- **DATA EXTRACT**
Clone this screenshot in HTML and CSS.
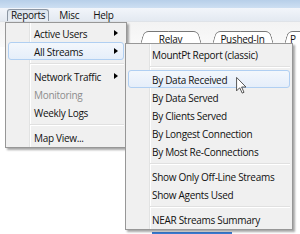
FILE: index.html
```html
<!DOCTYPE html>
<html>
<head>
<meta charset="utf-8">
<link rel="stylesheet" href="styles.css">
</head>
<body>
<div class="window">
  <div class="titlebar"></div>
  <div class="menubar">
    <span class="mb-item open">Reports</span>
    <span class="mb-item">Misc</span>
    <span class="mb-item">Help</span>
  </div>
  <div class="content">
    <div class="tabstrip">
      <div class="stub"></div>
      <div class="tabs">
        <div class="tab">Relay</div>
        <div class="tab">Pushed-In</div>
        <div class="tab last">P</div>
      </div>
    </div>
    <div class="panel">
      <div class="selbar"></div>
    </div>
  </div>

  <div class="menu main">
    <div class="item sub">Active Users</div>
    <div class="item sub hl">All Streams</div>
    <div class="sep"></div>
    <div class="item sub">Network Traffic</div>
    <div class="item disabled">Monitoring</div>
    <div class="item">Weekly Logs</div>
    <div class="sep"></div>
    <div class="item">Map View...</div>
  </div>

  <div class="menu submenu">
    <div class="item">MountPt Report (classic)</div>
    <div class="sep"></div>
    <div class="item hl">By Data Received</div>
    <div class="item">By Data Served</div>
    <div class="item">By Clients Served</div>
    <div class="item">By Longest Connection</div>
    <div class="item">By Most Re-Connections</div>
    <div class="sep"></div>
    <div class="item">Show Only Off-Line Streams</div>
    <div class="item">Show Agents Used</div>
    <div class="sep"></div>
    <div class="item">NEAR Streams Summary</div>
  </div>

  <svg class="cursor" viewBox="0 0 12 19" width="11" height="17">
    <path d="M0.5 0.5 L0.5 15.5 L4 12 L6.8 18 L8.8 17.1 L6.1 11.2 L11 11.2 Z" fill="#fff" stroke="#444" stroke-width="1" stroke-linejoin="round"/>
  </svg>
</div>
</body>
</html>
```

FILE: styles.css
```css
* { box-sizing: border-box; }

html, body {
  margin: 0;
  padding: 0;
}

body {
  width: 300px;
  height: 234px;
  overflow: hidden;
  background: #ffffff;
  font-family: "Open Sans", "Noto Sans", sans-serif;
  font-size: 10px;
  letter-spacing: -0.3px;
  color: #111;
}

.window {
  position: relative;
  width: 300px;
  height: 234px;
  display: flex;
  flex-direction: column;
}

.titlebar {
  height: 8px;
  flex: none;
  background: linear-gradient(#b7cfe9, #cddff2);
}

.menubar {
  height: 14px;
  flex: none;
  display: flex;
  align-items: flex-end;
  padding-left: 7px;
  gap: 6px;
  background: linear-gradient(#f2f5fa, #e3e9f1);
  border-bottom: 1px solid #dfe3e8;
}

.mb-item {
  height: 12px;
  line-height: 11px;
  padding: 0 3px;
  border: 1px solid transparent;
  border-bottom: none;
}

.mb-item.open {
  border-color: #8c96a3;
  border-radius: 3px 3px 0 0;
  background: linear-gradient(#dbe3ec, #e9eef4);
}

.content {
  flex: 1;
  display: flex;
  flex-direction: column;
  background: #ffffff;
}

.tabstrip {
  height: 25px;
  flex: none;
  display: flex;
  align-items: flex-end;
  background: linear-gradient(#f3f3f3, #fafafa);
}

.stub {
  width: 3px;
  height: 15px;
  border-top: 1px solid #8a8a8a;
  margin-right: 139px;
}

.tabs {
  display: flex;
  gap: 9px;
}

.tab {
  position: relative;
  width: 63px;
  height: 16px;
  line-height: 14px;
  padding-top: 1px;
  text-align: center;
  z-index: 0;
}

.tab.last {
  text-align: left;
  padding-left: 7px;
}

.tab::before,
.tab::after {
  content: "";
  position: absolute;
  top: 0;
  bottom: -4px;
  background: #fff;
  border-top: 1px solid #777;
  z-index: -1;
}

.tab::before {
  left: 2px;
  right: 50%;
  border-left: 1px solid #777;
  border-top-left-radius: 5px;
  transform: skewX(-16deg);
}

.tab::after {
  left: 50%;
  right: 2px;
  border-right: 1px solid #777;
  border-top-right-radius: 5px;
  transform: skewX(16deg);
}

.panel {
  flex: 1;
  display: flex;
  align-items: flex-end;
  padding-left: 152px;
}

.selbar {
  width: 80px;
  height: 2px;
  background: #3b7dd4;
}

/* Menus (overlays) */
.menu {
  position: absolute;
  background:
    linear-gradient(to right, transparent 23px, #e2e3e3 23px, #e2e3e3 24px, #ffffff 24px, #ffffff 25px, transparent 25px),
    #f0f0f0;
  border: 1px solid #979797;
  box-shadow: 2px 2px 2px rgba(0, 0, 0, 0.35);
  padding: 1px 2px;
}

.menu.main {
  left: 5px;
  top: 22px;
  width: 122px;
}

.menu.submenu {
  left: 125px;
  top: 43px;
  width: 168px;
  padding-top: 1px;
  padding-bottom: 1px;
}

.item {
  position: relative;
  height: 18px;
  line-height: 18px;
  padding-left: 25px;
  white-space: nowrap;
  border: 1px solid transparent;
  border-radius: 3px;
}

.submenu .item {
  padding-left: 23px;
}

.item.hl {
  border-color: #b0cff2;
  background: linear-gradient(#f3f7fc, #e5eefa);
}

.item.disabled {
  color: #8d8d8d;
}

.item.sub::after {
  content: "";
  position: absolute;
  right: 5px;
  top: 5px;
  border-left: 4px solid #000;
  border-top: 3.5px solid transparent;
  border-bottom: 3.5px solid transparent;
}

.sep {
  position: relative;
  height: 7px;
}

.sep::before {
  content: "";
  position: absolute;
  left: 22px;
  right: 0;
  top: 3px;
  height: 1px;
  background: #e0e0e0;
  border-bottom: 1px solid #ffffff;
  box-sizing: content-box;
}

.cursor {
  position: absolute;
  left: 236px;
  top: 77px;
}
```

- **WHAT THE TASK REQUIRES**
Omit every picture, then repeat the remaining data exactly as it appears above.

- **EXERCISE ANSWER**
Clone this screenshot in HTML and CSS.
FILE: index.html
```html
<!DOCTYPE html>
<html>
<head>
<meta charset="utf-8">
<link rel="stylesheet" href="styles.css">
</head>
<body>
<div class="window">
  <div class="titlebar"></div>
  <div class="menubar">
    <span class="mb-item open">Reports</span>
    <span class="mb-item">Misc</span>
    <span class="mb-item">Help</span>
  </div>
  <div class="content">
    <div class="tabstrip">
      <div class="stub"></div>
      <div class="tabs">
        <div class="tab">Relay</div>
        <div class="tab">Pushed-In</div>
        <div class="tab last">P</div>
      </div>
    </div>
    <div class="panel">
      <div class="selbar"></div>
    </div>
  </div>

  <div class="menu main">
    <div class="item sub">Active Users</div>
    <div class="item sub hl">All Streams</div>
    <div class="sep"></div>
    <div class="item sub">Network Traffic</div>
    <div class="item disabled">Monitoring</div>
    <div class="item">Weekly Logs</div>
    <div class="sep"></div>
    <div class="item">Map View...</div>
  </div>

  <div class="menu submenu">
    <div class="item">MountPt Report (classic)</div>
    <div class="sep"></div>
    <div class="item hl">By Data Received</div>
    <div class="item">By Data Served</div>
    <div class="item">By Clients Served</div>
    <div class="item">By Longest Connection</div>
    <div class="item">By Most Re-Connections</div>
    <div class="sep"></div>
    <div class="item">Show Only Off-Line Streams</div>
    <div class="item">Show Agents Used</div>
    <div class="sep"></div>
    <div class="item">NEAR Streams Summary</div>
  </div>

  <svg class="cursor" viewBox="0 0 12 19" width="11" height="17">
    <path d="M0.5 0.5 L0.5 15.5 L4 12 L6.8 18 L8.8 17.1 L6.1 11.2 L11 11.2 Z" fill="#fff" stroke="#444" stroke-width="1" stroke-linejoin="round"/>
  </svg>
</div>
</body>
</html>
```

FILE: styles.css
```css
* { box-sizing: border-box; }

html, body {
  margin: 0;
  padding: 0;
}

body {
  width: 300px;
  height: 234px;
  overflow: hidden;
  background: #ffffff;
  font-family: "Open Sans", "Noto Sans", sans-serif;
  font-size: 10px;
  letter-spacing: -0.3px;
  color: #111;
}

.window {
  position: relative;
  width: 300px;
  height: 234px;
  display: flex;
  flex-direction: column;
}

.titlebar {
  height: 8px;
  flex: none;
  background: linear-gradient(#b7cfe9, #cddff2);
}

.menubar {
  height: 14px;
  flex: none;
  display: flex;
  align-items: flex-end;
  padding-left: 7px;
  gap: 6px;
  background: linear-gradient(#f2f5fa, #e3e9f1);
  border-bottom: 1px solid #dfe3e8;
}

.mb-item {
  height: 12px;
  line-height: 11px;
  padding: 0 3px;
  border: 1px solid transparent;
  border-bottom: none;
}

.mb-item.open {
  border-color: #8c96a3;
  border-radius: 3px 3px 0 0;
  background: linear-gradient(#dbe3ec, #e9eef4);
}

.content {
  flex: 1;
  display: flex;
  flex-direction: column;
  background: #ffffff;
}

.tabstrip {
  height: 25px;
  flex: none;
  display: flex;
  align-items: flex-end;
  background: linear-gradient(#f3f3f3, #fafafa);
}

.stub {
  width: 3px;
  height: 15px;
  border-top: 1px solid #8a8a8a;
  margin-right: 139px;
}

.tabs {
  display: flex;
  gap: 9px;
}

.tab {
  position: relative;
  width: 63px;
  height: 16px;
  line-height: 14px;
  padding-top: 1px;
  text-align: center;
  z-index: 0;
}

.tab.last {
  text-align: left;
  padding-left: 7px;
}

.tab::before,
.tab::after {
  content: "";
  position: absolute;
  top: 0;
  bottom: -4px;
  background: #fff;
  border-top: 1px solid #777;
  z-index: -1;
}

.tab::before {
  left: 2px;
  right: 50%;
  border-left: 1px solid #777;
  border-top-left-radius: 5px;
  transform: skewX(-16deg);
}

.tab::after {
  left: 50%;
  right: 2px;
  border-right: 1px solid #777;
  border-top-right-radius: 5px;
  transform: skewX(16deg);
}

.panel {
  flex: 1;
  display: flex;
  align-items: flex-end;
  padding-left: 152px;
}

.selbar {
  width: 80px;
  height: 2px;
  background: #3b7dd4;
}

/* Menus (overlays) */
.menu {
  position: absolute;
  background:
    linear-gradient(to right, transparent 23px, #e2e3e3 23px, #e2e3e3 24px, #ffffff 24px, #ffffff 25px, transparent 25px),
    #f0f0f0;
  border: 1px solid #979797;
  box-shadow: 2px 2px 2px rgba(0, 0, 0, 0.35);
  padding: 1px 2px;
}

.menu.main {
  left: 5px;
  top: 22px;
  width: 122px;
}

.menu.submenu {
  left: 125px;
  top: 43px;
  width: 168px;
  padding-top: 1px;
  padding-bottom: 1px;
}

.item {
  position: relative;
  height: 18px;
  line-height: 18px;
  padding-left: 25px;
  white-space: nowrap;
  border: 1px solid transparent;
  border-radius: 3px;
}

.submenu .item {
  padding-left: 23px;
}

.item.hl {
  border-color: #b0cff2;
  background: linear-gradient(#f3f7fc, #e5eefa);
}

.item.disabled {
  color: #8d8d8d;
}

.item.sub::after {
  content: "";
  position: absolute;
  right: 5px;
  top: 5px;
  border-left: 4px solid #000;
  border-top: 3.5px solid transparent;
  border-bottom: 3.5px solid transparent;
}

.sep {
  position: relative;
  height: 7px;
}

.sep::before {
  content: "";
  position: absolute;
  left: 22px;
  right: 0;
  top: 3px;
  height: 1px;
  background: #e0e0e0;
  border-bottom: 1px solid #ffffff;
  box-sizing: content-box;
}

.cursor {
  position: absolute;
  left: 236px;
  top: 77px;
}
```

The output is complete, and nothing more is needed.